Directions for this task >>
Output the data word for word, dropping every image.

Supplied data >>

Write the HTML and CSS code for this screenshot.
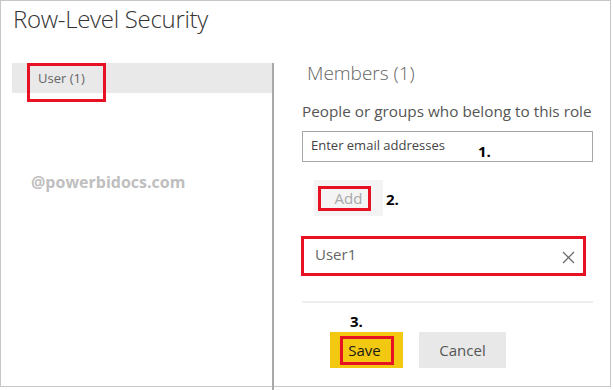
FILE: index.html
```html
<!DOCTYPE html>
<html>
<head>
<meta charset="utf-8">
<link rel="stylesheet" href="styles.css">
</head>
<body>
<div class="frame">
  <h1 class="title">Row-Level Security</h1>
  <div class="main">
    <div class="left">
      <div class="role-row">
        <span class="role-name">User (1)</span>
        <span class="mark mark-role"></span>
      </div>
      <div class="watermark">@powerbidocs.com</div>
    </div>
    <div class="divider"></div>
    <div class="right">
      <div class="members">Members (1)</div>
      <div class="label">People or groups who belong to this role</div>
      <div class="input">
        <span class="placeholder">Enter email addresses</span>
        <span class="step step-1">1.</span>
      </div>
      <div class="add-row">
        <div class="btn-add">Add<span class="mark mark-add"></span></div>
        <span class="step step-2">2.</span>
      </div>
      <div class="member-item">
        <span class="member-name">User1</span>
        <svg class="close" width="13" height="13" viewBox="0 0 13 13"><path d="M1 1L12 12M12 1L1 12" stroke="#6b6b6b" stroke-width="1.3" fill="none"/></svg>
      </div>
      <div class="sep"></div>
      <div class="actions">
        <span class="step step-3">3.</span>
        <div class="btn btn-save">Save<span class="mark mark-save"></span></div>
        <div class="btn btn-cancel">Cancel</div>
      </div>
    </div>
  </div>
</div>
</body>
</html>
```

FILE: styles.css
```css
html, body {
  margin: 0;
  padding: 0;
  background: #ffffff;
}
body {
  font-family: "Open Sans", "Noto Sans", sans-serif;
  width: 613px;
  height: 390px;
  overflow: hidden;
}
.frame {
  box-sizing: border-box;
  width: 611px;
  height: 387px;
  border: 1px solid #c6c6c6;
  display: flex;
  flex-direction: column;
}
.title {
  margin: 0;
  padding: 0 0 0 12px;
  height: 62px;
  font-size: 24px;
  line-height: 36px;
  font-weight: 300;
  color: #333333;
  letter-spacing: -0.3px;
}
.main {
  flex: 1;
  display: grid;
  grid-template-columns: 260px 2px 1fr;
  padding-left: 11px;
}
.left {
  display: flex;
  flex-direction: column;
}
.role-row {
  position: relative;
  height: 30px;
  background: #e9e9e9;
  display: flex;
  align-items: center;
  padding-left: 26px;
}
.role-name {
  font-size: 13px;
  color: #666666;
}
.mark {
  position: absolute;
  border: 3px solid #e81123;
  box-sizing: border-box;
}
.mark-role {
  left: 15px;
  top: 0;
  width: 79px;
  height: 39px;
}
.watermark {
  margin-top: 78px;
  padding-left: 19px;
  font-size: 16px;
  font-weight: 700;
  color: #bfbfbf;
  letter-spacing: 0;
}
.divider {
  background: #a9a9a9;
  margin-bottom: -4px;
}
.right {
  padding: 0 17px 0 28px;
  display: flex;
  flex-direction: column;
}
.members {
  font-size: 19px;
  font-weight: 300;
  color: #666666;
  line-height: 24px;
  padding-left: 5px;
  margin-top: -2px;
}
.label {
  margin-top: 16px;
  font-size: 15.3px;
  color: #555555;
  line-height: 20px;
  letter-spacing: 0;
  white-space: nowrap;
}
.input {
  position: relative;
  margin-top: 10px;
  height: 31px;
  box-sizing: border-box;
  border: 1px solid #a6a6a6;
  display: flex;
  align-items: center;
  padding-left: 8px;
}
.placeholder {
  font-size: 13px;
  color: #444444;
  margin-top: -4px;
}
.step {
  position: absolute;
  font-size: 15px;
  font-weight: 700;
  color: #000000;
  line-height: 18px;
}
.step-1 {
  left: 175px;
  top: 10px;
}
.add-row {
  position: relative;
  margin-top: 18px;
  padding-left: 12px;
  display: flex;
}
.btn-add {
  position: relative;
  width: 69px;
  height: 36px;
  background: #f4f4f4;
  color: #a8a8a8;
  font-size: 15px;
  display: flex;
  align-items: center;
  justify-content: center;
  box-sizing: border-box;
}
.mark-add {
  left: 4px;
  top: 6px;
  width: 53px;
  height: 25px;
}
.step-2 {
  left: 84px;
  top: 10px;
}
.member-item {
  margin-top: 20px;
  margin-left: -1px;
  width: 285px;
  height: 40px;
  box-sizing: border-box;
  border: 3px solid #e81123;
  display: flex;
  align-items: center;
  justify-content: space-between;
  padding: 0 8px 0 11px;
}
.member-name {
  font-size: 15px;
  color: #666666;
  margin-top: -5px;
}
.close {
  margin-top: 2px;
}
.sep {
  margin-top: 25px;
  height: 2px;
  background: #eeeeee;
}
.actions {
  position: relative;
  margin-top: 29px;
  padding-left: 28px;
  display: flex;
  gap: 16px;
}
.step-3 {
  left: 48px;
  top: -20px;
}
.btn {
  position: relative;
  height: 36px;
  display: flex;
  align-items: center;
  justify-content: center;
  font-size: 15px;
}
.btn-save {
  width: 73px;
  background: #f2c811;
  color: #1a1a1a;
  padding-right: 4px;
  box-sizing: border-box;
}
.mark-save {
  left: 10px;
  top: 4px;
  width: 54px;
  height: 29px;
}
.btn-cancel {
  width: 87px;
  background: #e8e8e8;
  color: #555555;
}
```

Result below >>
Write the HTML and CSS code for this screenshot.
FILE: index.html
```html
<!DOCTYPE html>
<html>
<head>
<meta charset="utf-8">
<link rel="stylesheet" href="styles.css">
</head>
<body>
<div class="frame">
  <h1 class="title">Row-Level Security</h1>
  <div class="main">
    <div class="left">
      <div class="role-row">
        <span class="role-name">User (1)</span>
        <span class="mark mark-role"></span>
      </div>
      <div class="watermark">@powerbidocs.com</div>
    </div>
    <div class="divider"></div>
    <div class="right">
      <div class="members">Members (1)</div>
      <div class="label">People or groups who belong to this role</div>
      <div class="input">
        <span class="placeholder">Enter email addresses</span>
        <span class="step step-1">1.</span>
      </div>
      <div class="add-row">
        <div class="btn-add">Add<span class="mark mark-add"></span></div>
        <span class="step step-2">2.</span>
      </div>
      <div class="member-item">
        <span class="member-name">User1</span>
        <svg class="close" width="13" height="13" viewBox="0 0 13 13"><path d="M1 1L12 12M12 1L1 12" stroke="#6b6b6b" stroke-width="1.3" fill="none"/></svg>
      </div>
      <div class="sep"></div>
      <div class="actions">
        <span class="step step-3">3.</span>
        <div class="btn btn-save">Save<span class="mark mark-save"></span></div>
        <div class="btn btn-cancel">Cancel</div>
      </div>
    </div>
  </div>
</div>
</body>
</html>
```

FILE: styles.css
```css
html, body {
  margin: 0;
  padding: 0;
  background: #ffffff;
}
body {
  font-family: "Open Sans", "Noto Sans", sans-serif;
  width: 613px;
  height: 390px;
  overflow: hidden;
}
.frame {
  box-sizing: border-box;
  width: 611px;
  height: 387px;
  border: 1px solid #c6c6c6;
  display: flex;
  flex-direction: column;
}
.title {
  margin: 0;
  padding: 0 0 0 12px;
  height: 62px;
  font-size: 24px;
  line-height: 36px;
  font-weight: 300;
  color: #333333;
  letter-spacing: -0.3px;
}
.main {
  flex: 1;
  display: grid;
  grid-template-columns: 260px 2px 1fr;
  padding-left: 11px;
}
.left {
  display: flex;
  flex-direction: column;
}
.role-row {
  position: relative;
  height: 30px;
  background: #e9e9e9;
  display: flex;
  align-items: center;
  padding-left: 26px;
}
.role-name {
  font-size: 13px;
  color: #666666;
}
.mark {
  position: absolute;
  border: 3px solid #e81123;
  box-sizing: border-box;
}
.mark-role {
  left: 15px;
  top: 0;
  width: 79px;
  height: 39px;
}
.watermark {
  margin-top: 78px;
  padding-left: 19px;
  font-size: 16px;
  font-weight: 700;
  color: #bfbfbf;
  letter-spacing: 0;
}
.divider {
  background: #a9a9a9;
  margin-bottom: -4px;
}
.right {
  padding: 0 17px 0 28px;
  display: flex;
  flex-direction: column;
}
.members {
  font-size: 19px;
  font-weight: 300;
  color: #666666;
  line-height: 24px;
  padding-left: 5px;
  margin-top: -2px;
}
.label {
  margin-top: 16px;
  font-size: 15.3px;
  color: #555555;
  line-height: 20px;
  letter-spacing: 0;
  white-space: nowrap;
}
.input {
  position: relative;
  margin-top: 10px;
  height: 31px;
  box-sizing: border-box;
  border: 1px solid #a6a6a6;
  display: flex;
  align-items: center;
  padding-left: 8px;
}
.placeholder {
  font-size: 13px;
  color: #444444;
  margin-top: -4px;
}
.step {
  position: absolute;
  font-size: 15px;
  font-weight: 700;
  color: #000000;
  line-height: 18px;
}
.step-1 {
  left: 175px;
  top: 10px;
}
.add-row {
  position: relative;
  margin-top: 18px;
  padding-left: 12px;
  display: flex;
}
.btn-add {
  position: relative;
  width: 69px;
  height: 36px;
  background: #f4f4f4;
  color: #a8a8a8;
  font-size: 15px;
  display: flex;
  align-items: center;
  justify-content: center;
  box-sizing: border-box;
}
.mark-add {
  left: 4px;
  top: 6px;
  width: 53px;
  height: 25px;
}
.step-2 {
  left: 84px;
  top: 10px;
}
.member-item {
  margin-top: 20px;
  margin-left: -1px;
  width: 285px;
  height: 40px;
  box-sizing: border-box;
  border: 3px solid #e81123;
  display: flex;
  align-items: center;
  justify-content: space-between;
  padding: 0 8px 0 11px;
}
.member-name {
  font-size: 15px;
  color: #666666;
  margin-top: -5px;
}
.close {
  margin-top: 2px;
}
.sep {
  margin-top: 25px;
  height: 2px;
  background: #eeeeee;
}
.actions {
  position: relative;
  margin-top: 29px;
  padding-left: 28px;
  display: flex;
  gap: 16px;
}
.step-3 {
  left: 48px;
  top: -20px;
}
.btn {
  position: relative;
  height: 36px;
  display: flex;
  align-items: center;
  justify-content: center;
  font-size: 15px;
}
.btn-save {
  width: 73px;
  background: #f2c811;
  color: #1a1a1a;
  padding-right: 4px;
  box-sizing: border-box;
}
.mark-save {
  left: 10px;
  top: 4px;
  width: 54px;
  height: 29px;
}
.btn-cancel {
  width: 87px;
  background: #e8e8e8;
  color: #555555;
}
```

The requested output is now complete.